Though the tide has turned somewhat -- in recent years the Getty, the Metropolitan Museum and the National Gallery of Art in Washington, D.C., have purchased notable older French paintings and pastels (the latter particularly unfashionable), American collectors largely shy away from them in favor of the 17th-century Dutch school paintings and 18th-century Venetian vedute.

The Wildenstein exhibition demonstrates that opportunities remain for those willing to broaden their collecting tastes.

The small group of 16th-century works is highlighted by a historically significant though worn Portrait of François I as St. John the Baptist (1518) by Jean Clouet, which Wildenstein has just donated to the Louvre. Also on view is an even finer, unpublished Portrait of Doña Anna Mauriquez by Corneille de Lyon. Corneille headed a large workshop that specialized in small bust-length portraits, usually with pale green backgrounds, and only recently has it been determined that the artist himself painted but a miniscule number of them (among them the Wildenstein picture). The exceptional quality of Doña Anna is comparable only to the Portrait of Pierre Aymeric in the Louvre.

The four exquisitely refined terracotta herms from the Château d’Oiron were bought by Wildenstein in 1944 from one of the J.P. Morgan sales at Parke-Bernet (where they had been miscataloged as "late 17th century") and have been tucked away ever since. The fifth, least beautiful surviving herm is in the Louvre -- how soon before the Wildenstein four rejoin it?

As for 17th-century pictures, the show features a good Rebecca and Eliezar at the Well (ca. 1627) by Nicolas Poussin and an exceptional stage design in chalk and ink wash on four horizontally joined sheets by Claude Lorrain, showing a classical landscape with the Roman Coliseum (1666) that was bought by Georges Wildenstein from Agnew’s in 1918. But it is the unheralded Sebastien Bourdon who makes the strongest impression, with a deeply moving silvery Correggesque Deposition formerly at Spencer House and a sensitive Portrait of an Architect, which has been tucked away and unpublished since 1952.

The 18th-century pictures are naturally the strongest area in the exhibition -- but even Wildenstein cannot show Watteau at his best here, for the two drawings by him in the show are surprisingly weak, and the Alliance of the Theaters of Paris, a ca. 1715 oil of an allegorical coat-of-arms, is more interesting than beautiful. Surprisingly, Watteau is trumped by his follower Nicholas Lancret, whose Hunter in A Landscape anticipates Gainsborough in its silvery palette and feathery touch and his unique religious painting of The Ecstasy of St. Theresa makes a piquant rococo contrast with Bernini’s famously baroque convolutions on the same subject.

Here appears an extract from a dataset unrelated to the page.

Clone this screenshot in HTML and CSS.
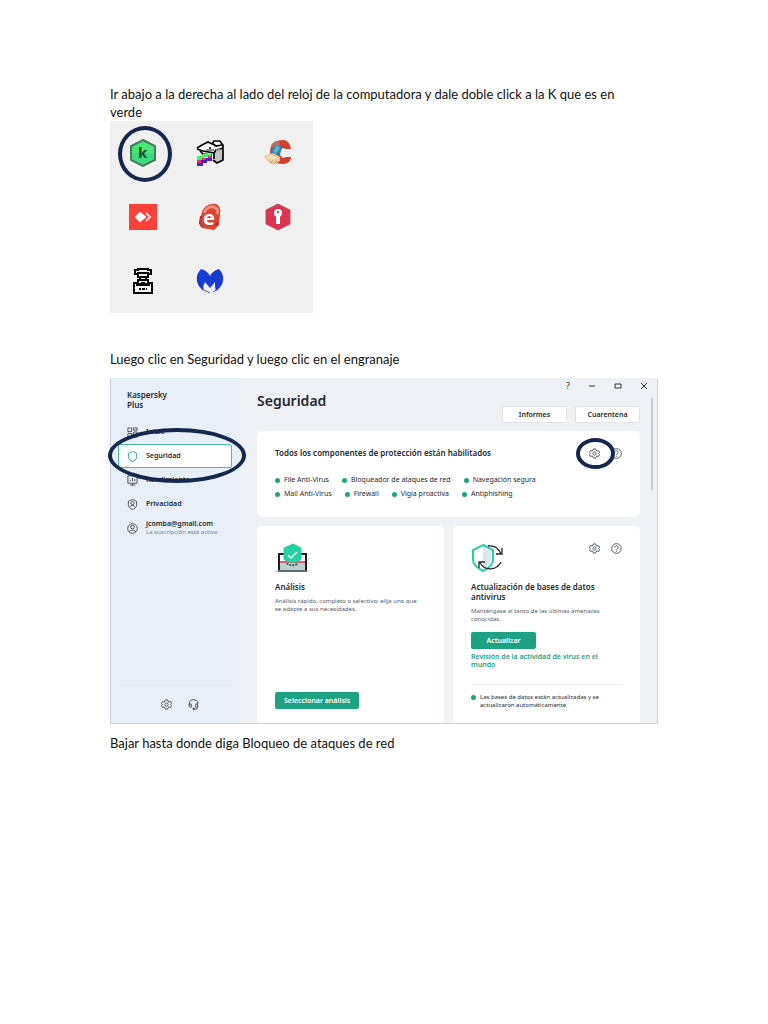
FILE: index.html
```
<!DOCTYPE html>
<html lang="es">
<head>
    <meta charset="UTF-8">
    <meta name="viewport" content="width=device-width, initial-scale=1.0">
    <title>Bloqueo de ataques de red</title>
    <link rel="stylesheet" href="styles.css">
</head>
<body>
    <svg class="symbols" aria-hidden="true">
        <symbol id="gear" viewBox="0 0 24 24">
            <path d="M9.500 2h5l1 3.400 2 1.200 3.500-.9 2.200 4.100-2.300 2.200 2.300 2.300-2.200 4.100-3.500-.9-2 1.200-1 3.300h-5l-1-3.300-2-1.200-3.500.9L.8 14.300l2.300-2.300L.8 9.800 3 5.700l3.500.9 2-1.200z"/>
            <circle cx="12" cy="12" r="3.500"/>
        </symbol>
        <symbol id="help" viewBox="0 0 24 24">
            <circle cx="12" cy="12" r="10.500"/>
            <path d="M8.500 9.500a3.500 3.500 0 1 1 5.400 2.900c-1.200.8-1.900 1.200-1.900 2.600M12 17v2"/>
        </symbol>
    </svg>

    <main class="document">
        <p class="step-tray">Ir abajo a la derecha al lado del reloj de la computadora y dale doble click a la K que es en verde</p>

        <div class="tray">
            <div class="tray-item marked">
                <svg viewBox="0 0 28 28">
                    <path d="M14 1 26 7v14l-12 6L2 21V7z" fill="#3edb83" stroke="#4b7a5d" stroke-width="2"/>
                    <path d="M14 3 24 8v6H4V8z" fill="#48e872"/>
                    <text x="9" y="19" class="k-letter">k</text>
                </svg>
                <span class="ring ring-tray"></span>
            </div>
            <div class="tray-item">
                <svg viewBox="0 0 28 28">
                    <path d="M1 10 11 4l5 1 2-4h6l2 4 2 1v15l-7 3-5-4-12-6z" fill="#fafafa"/>
                    <path d="M19 13l8-4v11l-6 3-2-1z" fill="#c4c4c4"/>
                    <path d="M1 9l5-3 6-3 4 2 2-3h6l2 3 1 1v15l-6 3-4-3M1 10l6 2 11 2v6M18 14l2-3 7-2M17 5l3 2 6-1M4 12l3 3 9 1" fill="none" stroke="#000" stroke-width="1.700"/>
                    <path d="M10 11h8M20 11l4-1" stroke="#8a8a8a" stroke-width="2"/>
                    <path d="M13 8h2v2h-2z" fill="#3634ad"/>
                    <path d="M1 17h6v-2h8v3H8v3H1z" fill="#3af765"/>
                    <path d="M1 21h5v-2h6v-2h4v4h-5v3H1z" fill="#f03065"/>
                    <path d="M1 24h4v-3h5v-2h6v3h-5v2H7v3H1z" fill="#4722c8"/>
                </svg>
            </div>
            <div class="tray-item">
                <svg viewBox="0 0 28 28">
                    <path d="M27 10h-5c-3-2-6 0-6 4s3 6 6 4h5c0 4-3 7-8 7C10 25 6 21 6 14 6 5 11 1 19 1c4 0 7 3 8 9z" fill="#d2402c"/>
                    <path d="M7 7c1-4 5-5 8-5l2 7-6 3z" fill="#b56e61"/>
                    <path d="M11 7c3-2 7-1 7 2l-3 9-8-2c0-4 1-7 4-9z" fill="#2685b7"/>
                    <path d="M9 12l4-6 3 3-4 6z" fill="#63add0"/>
                    <path d="M0 17l9-3 7 4v4l-7 4-6-4z" fill="#eac99e"/>
                    <path d="M1 18l7-2 6 3-7 2z" fill="#f6dfb4"/>
                    <path d="M6 24l3-2M10 25l3-3" stroke="#b8905a"/>
                </svg>
            </div>
            <div class="tray-item">
                <svg viewBox="0 0 28 28">
                    <path d="M0 1h28v26H0z" fill="#fd4038"/>
                    <path d="M7 14l4-4 5 4-5 4z" fill="#fff" stroke="#fff" stroke-width="2" stroke-linejoin="round"/>
                    <path d="M17 10l4 4-4 4" fill="none" stroke="#ffd5d1" stroke-width="2"/>
                </svg>
            </div>
            <div class="tray-item">
                <svg viewBox="0 0 28 28">
                    <path d="M6 9C8 3 14 0 20 1c4 2 5 6 4 10l-1 11-5 5-12-2-3-5z" fill="#dc4330"/>
                    <path d="M8 10c2-5 6-7 10-6s4 4 3 7" fill="none" stroke="#ef9185" stroke-width="3"/>
                    <path d="M5 13l-1 7 2 4M19 23l3-3" fill="none" stroke="#ab3d32" stroke-width="2"/>
                    <text x="7" y="22" class="e-letter">e</text>
                </svg>
            </div>
            <div class="tray-item">
                <svg viewBox="0 0 28 28">
                    <path d="M14 1 26 7v14l-12 6L2 21V7z" fill="#dc3450" stroke="#bd536a"/>
                    <circle cx="14" cy="10" r="4" fill="#fff"/>
                    <path d="M12 12h4v9h-4z" fill="#fff"/>
                    <path d="M13 8h2v2h-2z" fill="#b74256"/>
                </svg>
            </div>
            <div class="tray-item">
                <svg viewBox="0 0 28 28" fill="none" stroke="#000" stroke-width="2">
                    <path d="M5 16h3v2h12v-2h3v10H5z" fill="#fff"/>
                    <path d="M6 5V3h3V2h10v1h3v2M6 5v2h3V6h10v1h3V5M9 10h10M10 13h8M9 7v3h2v3H9v4h10v-4h-2v-3h2V7M12 16h4"/>
                    <path d="M10 22h2M13 22h3M17 22h1"/>
                </svg>
            </div>
            <div class="tray-item">
                <svg viewBox="0 0 28 28">
                    <path d="M5 2c4 1 7 3 9 7 2-4 5-6 9-7 6 6 6 16-3 22-1-3-1-5-1-9l-5 6-5-6c-2 4-2 6-1 9C-1 18-1 8 5 2z" fill="#163cd2"/>
                    <path d="M8 23l6 3M17 25l3-2" stroke="#48578b" stroke-width="1"/>
                </svg>
            </div>
        </div>

        <p class="step-security">Luego clic en Seguridad y luego clic en el engranaje</p>

        <section class="app">
            <aside class="sidebar">
                <div class="brand">Kaspersky<br>Plus</div>
                <nav>
                    <a href="#inicio">
                        <svg viewBox="0 0 24 24"><path d="M2 2h8v8H2zM14 2h8v5h-8zM2 14h8v8H2zM14 11h8v11h-8zM14 17h8"/></svg>
                        Inicio
                    </a>
                    <a href="#seguridad" class="active">
                        <svg viewBox="0 0 24 24"><path d="M12 1l9 4v7c0 6-4 9-9 11-5-2-9-5-9-11V5z"/></svg>
                        Seguridad
                    </a>
                    <a href="#rendimiento">
                        <svg viewBox="0 0 24 24"><path d="M2 2h20v16H2zM12 18v4M6 22h12M7 14v-4M12 14V6M17 14V9"/></svg>
                        Rendimiento
                    </a>
                    <a href="#privacidad">
                        <svg viewBox="0 0 24 24"><path d="M12 1l9 4v7c0 6-4 9-9 11-5-2-9-5-9-11V5zM7 17c1-4 9-4 10 0"/><circle cx="12" cy="9" r="3.500"/></svg>
                        Privacidad
                    </a>
                    <a href="#cuenta">
                        <svg viewBox="0 0 24 24"><circle cx="12" cy="12" r="10.500"/><circle cx="12" cy="9" r="4"/><path d="M5 20c2-6 12-6 14 0"/></svg>
                        <span class="account">jcomba@gmail.com<small>La suscripción está activa</small></span>
                    </a>
                    <span class="ring ring-nav"></span>
                </nav>
                <div class="sidebar-tools">
                    <button class="icon-button" aria-label="Configuración"><svg><use href="#gear"/></svg></button>
                    <button class="icon-button" aria-label="Soporte">
                        <svg viewBox="0 0 24 24"><path d="M3 13V9c0-10 18-10 18 0v10c0 2-2 3-5 3h-3M3 11h4v7H5c-3 0-3-5-2-7zM21 11h-4v7h4M11 20h3v3h-3z"/></svg>
                    </button>
                </div>
            </aside>

            <div class="content">
                <div class="window-controls">
                    <button aria-label="Ayuda">?</button>
                    <button aria-label="Minimizar"><svg viewBox="0 0 8 8"><path d="M1 4h6"/></svg></button>
                    <button aria-label="Maximizar"><svg viewBox="0 0 8 8"><path d="M1 2h6v4H1z"/></svg></button>
                    <button aria-label="Cerrar"><svg viewBox="0 0 8 8"><path d="M1 1l6 6M7 1L1 7"/></svg></button>
                </div>
                <header>
                    <h1>Seguridad</h1>
                    <div class="header-buttons">
                        <button>Informes</button>
                        <button>Cuarentena</button>
                    </div>
                </header>

                <section class="card status">
                    <div class="status-top">
                        <h2>Todos los componentes de protección están habilitados</h2>
                        <div class="card-tools">
                            <button class="icon-button marked" aria-label="Configuración"><svg><use href="#gear"/></svg><span class="ring ring-gear"></span></button>
                            <button class="icon-button" aria-label="Ayuda"><svg><use href="#help"/></svg></button>
                        </div>
                    </div>
                    <ul class="components">
                        <li>File Anti-Virus</li>
                        <li>Bloqueador de ataques de red</li>
                        <li>Navegación segura</li>
                    </ul>
                    <ul class="components">
                        <li>Mail Anti-Virus</li>
                        <li>Firewall</li>
                        <li>Vigía proactiva</li>
                        <li>Antiphishing</li>
                    </ul>
                </section>

                <div class="cards">
                    <section class="card scan">
                        <svg class="picture" viewBox="0 0 34 30">
                            <path d="M4 11h27v17H4z" fill="#fff" stroke="#1d1d20" stroke-width="2"/>
                            <path d="M5 19h25v8H5z" fill="#bdd0d4"/>
                            <path d="M5 19h25" stroke="#e75b6d" stroke-width="2"/>
                            <path d="M12 20c1 3 9 3 11 0" fill="none" stroke="#48565b" stroke-width="2" stroke-dasharray="2 1"/>
                            <path d="M0 28h34" stroke="#a5bcc2" stroke-width="1"/>
                            <path d="M18 1l8 4v11l-3 3H12l-3-3V5z" fill="#22d2a5" stroke="#22d2a5" stroke-linejoin="round"/>
                            <path d="M13 12l3 3 6-6" fill="none" stroke="#fff" stroke-width="1.500"/>
                        </svg>
                        <h2>Análisis</h2>
                        <p>Análisis rápido, completo o selectivo: elija uno que se adapte a sus necesidades.</p>
                        <button class="primary">Seleccionar análisis</button>
                    </section>

                    <section class="card update">
                        <div class="update-top">
                            <svg class="picture" viewBox="0 0 34 30">
                                <path d="M12 2l10 5v10c0 5-4 8-10 11C6 25 2 22 2 17V7z" fill="#fff" stroke="#22d2a5" stroke-width="2"/>
                                <path d="M12 4l8 4v9c0 4-3 6-8 9z" fill="#dce8f0"/>
                                <path d="M17 3c7-1 11 3 13 8M31 5v6h-6M30 19c-4 8-15 10-21 1M8 25v-6h6" fill="none" stroke="#222328" stroke-width="1.300"/>
                            </svg>
                            <div class="card-tools">
                                <button class="icon-button" aria-label="Configuración"><svg><use href="#gear"/></svg></button>
                                <button class="icon-button" aria-label="Ayuda"><svg><use href="#help"/></svg></button>
                            </div>
                        </div>
                        <h2>Actualización de bases de datos antivirus</h2>
                        <p>Manténgase al tanto de las últimas amenazas conocidas.</p>
                        <button class="primary">Actualizar</button>
                        <a href="#actividad" class="activity">Revisión de la actividad de virus en el mundo</a>
                        <ul class="database">
                            <li>Las bases de datos están actualizadas y se actualizaron automáticamente</li>
                        </ul>
                    </section>
                </div>
                <span class="scrollbar"></span>
            </div>
        </section>

        <p class="step-network">Bajar hasta donde diga Bloqueo de ataques de red</p>
    </main>
</body>
</html>
```

FILE: styles.css
```
* {
    box-sizing: border-box;
}
body {
    margin: 0;
    background: #fff;
    color: #111;
    font-family: Lato, "Open Sans", sans-serif;
    font-size: 13px;
    line-height: 18px;
}
h1, h2, p, ul {
    margin: 0;
    padding: 0;
}
button {
    padding: 0;
    border: none;
    background: none;
    color: inherit;
    font: inherit;
    cursor: pointer;
}
a {
    color: inherit;
    text-decoration: none;
}
svg {
    display: block;
}
.symbols {
    position: absolute;
    width: 0;
    height: 0;
}
.document {
    padding: 85px 110px;
}

/* hand-drawn style marks over the captures */
.marked {
    position: relative;
}
.ring {
    position: absolute;
    border: 4px solid #14284f;
    border-radius: 50%;
    pointer-events: none;
}
.ring-tray {
    width: 54px;
    height: 56px;
    left: 8px;
    top: 5px;
}
.ring-nav {
    width: 138px;
    height: 55px;
    left: -3px;
    top: 8px;
}
.ring-gear {
    width: 39px;
    height: 31px;
    left: -13px;
    top: -10px;
}

/* tray icons */
.step-tray {
    padding-right: 20px;
}
.tray {
    display: grid;
    grid-template-columns: repeat(3, 1fr);
    grid-auto-rows: 64px;
    max-width: 203px;
    background: #f0f0f0;
}
.tray-item {
    display: flex;
    align-items: center;
    justify-content: center;
    padding-right: 2px;
}
.tray-item svg {
    width: 28px;
    height: 28px;
}
.k-letter {
    fill: #14532f;
    font: bold 15px "Open Sans", sans-serif;
}
.e-letter {
    fill: #fff;
    font: bold 20px "Open Sans", sans-serif;
}
.step-security {
    margin: 37px 0 10px;
}
.step-network {
    margin-top: 10px;
}

/* application window */
.app {
    display: flex;
    background: #eef1f6;
    border: 1px solid #c9d2e0;
    border-top: none;
    font-family: "Noto Sans", sans-serif;
    font-size: 7px;
    line-height: 8px;
    color: #25292e;
}
.app h2 {
    font-size: 8px;
    font-weight: 600;
    line-height: 10px;
}
.sidebar {
    display: flex;
    flex-direction: column;
    flex: 0 0 129px;
    background: #e9eff8;
    font-weight: 600;
}
.brand {
    padding: 12px 16px 10px;
    font-size: 8px;
    line-height: 10px;
}
nav {
    position: relative;
    display: flex;
    flex-direction: column;
    padding: 0 8px 0 7px;
}
nav a {
    display: flex;
    align-items: center;
    gap: 8px;
    height: 24px;
    padding: 0 8px;
    border: 1px solid transparent;
    border-radius: 2px;
}
nav svg, .icon-button svg {
    width: 11px;
    height: 11px;
    fill: none;
    stroke: #454c57;
    stroke-width: 2;
}
nav .active {
    background: #fff;
    border-color: #4dbf9f;
}
nav .active svg {
    stroke: #1da384;
}
.account small {
    display: block;
    font-size: 6px;
    font-weight: 400;
    color: #7b8390;
}
.sidebar-tools {
    display: flex;
    gap: 16px;
    margin: auto 8px 0;
    padding: 13px 0 13px 42px;
    border-top: 1px solid #dde4ed;
}
.content {
    position: relative;
    flex: 1;
    min-width: 0;
    padding: 0 17px;
}
.window-controls {
    display: flex;
    justify-content: flex-end;
    align-items: center;
    gap: 18px;
    height: 15px;
    margin-right: -8px;
    font-size: 9px;
}
.window-controls svg {
    width: 8px;
    height: 8px;
    fill: none;
    stroke: #333;
}
header {
    display: flex;
    justify-content: space-between;
    height: 38px;
}
h1 {
    font-size: 14px;
    font-weight: 600;
    line-height: 16px;
}
.header-buttons {
    display: flex;
    gap: 8px;
    padding-top: 13px;
}
.header-buttons button {
    width: 65px;
    height: 17px;
    background: #fff;
    border: 1px solid #dfe3e8;
    border-radius: 2px;
    font-weight: 600;
}
.card {
    background: #fff;
    border-radius: 5px;
    padding: 17px 18px;
}
.status {
    height: 86px;
}
.status-top, .update-top {
    display: flex;
    justify-content: space-between;
}
.status-top {
    margin-bottom: 17px;
}
.card-tools {
    display: flex;
    gap: 11px;
}
.icon-button {
    width: 11px;
    height: 11px;
}
.components {
    display: flex;
    gap: 13px;
    margin-bottom: 6px;
    list-style: none;
}
.components li, .database li {
    display: flex;
    gap: 4px;
}
.components li::before, .database li::before {
    content: "";
    flex: 0 0 5px;
    height: 5px;
    margin-top: 2px;
    border-radius: 50%;
    background: #1da384;
}
.cards {
    display: grid;
    grid-template-columns: 1fr 1fr;
    gap: 9px;
    padding-top: 9px;
}
.cards .card {
    display: flex;
    flex-direction: column;
    align-items: flex-start;
    border-radius: 5px 5px 0 0;
    padding-bottom: 14px;
}
.picture {
    width: 34px;
    height: 30px;
}
.cards h2 {
    margin: 9px 0 5px;
}
.cards p {
    max-width: 148px;
    font-size: 6px;
    color: #555d68;
}
.primary {
    height: 17px;
    padding: 0 9px;
    border-radius: 2px;
    background: #1da384;
    color: #fff;
    font-weight: 600;
}
.scan .primary {
    margin-top: auto;
}
.update-top {
    align-self: stretch;
}
.update .primary {
    min-width: 65px;
    margin: 9px 0 4px;
}
.activity {
    max-width: 140px;
    color: #1da384;
    font-weight: 600;
}
.database {
    align-self: stretch;
    margin-top: 15px;
    padding-top: 8px;
    border-top: 1px solid #edf0f3;
    font-size: 6px;
    list-style: none;
}
.scrollbar {
    position: absolute;
    top: 20px;
    right: 4px;
    width: 2px;
    height: 92px;
    border-radius: 1px;
    background: #c5cad2;
}
```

The strength and depth of Wildenstein’s 18th-century French holdings is amply demonstrated by the number of Bouchers (eight) and Fragonards (nine) on view. Perhaps the greatest Boucher remaining in private hands is Venus as Protectress of the Arts of Music and Drawing (ca. 1754), painted for Madame de Pompadour and inherited by her brother the Marquis de Marigny, who was appointed by Louis XV to be director of his fine arts administration (and, unlike present-day political cronies, was by all accounts an efficient and astute administrator). Perhaps the most decorous Venus ever painted by the artist, she is here in the guise of a beautiful Olympian schoolmarm, inspiring a putto as he draws what appears to be a trellis on a white, primed canvas. More typical perhaps are the pendant ovals of Venus Disarming Cupid and Caressing Venus, painted for Pompadour’s royal lover Louis XV for his Château de Choisy, which exemplify the sinuous, silken eroticism that ultimately derives from Primaticcio and the School of Fontainebleau.

Following Boucher’s example, Fragonard adds a droll sauciness in his delightful Venus Withholding a Kiss From Cupid, painted in lighter touch and brighter palette. But the Fragonard to covet here is the Girl Holding A Letter, an oil sketch painted in dark and rich browns, blacks and reds, the girl’s sleeves a vibrant, nervous white. Dreamily looking out to the distance, the girl holds her letter tightly. The canvas flickers with anticipation, anxiety and mystery - Is she about to read it or mail it? In this little unheralded masterpiece, Daumier seems only a heartbeat away.


PAUL JEROMACK is a New York critic and journalist.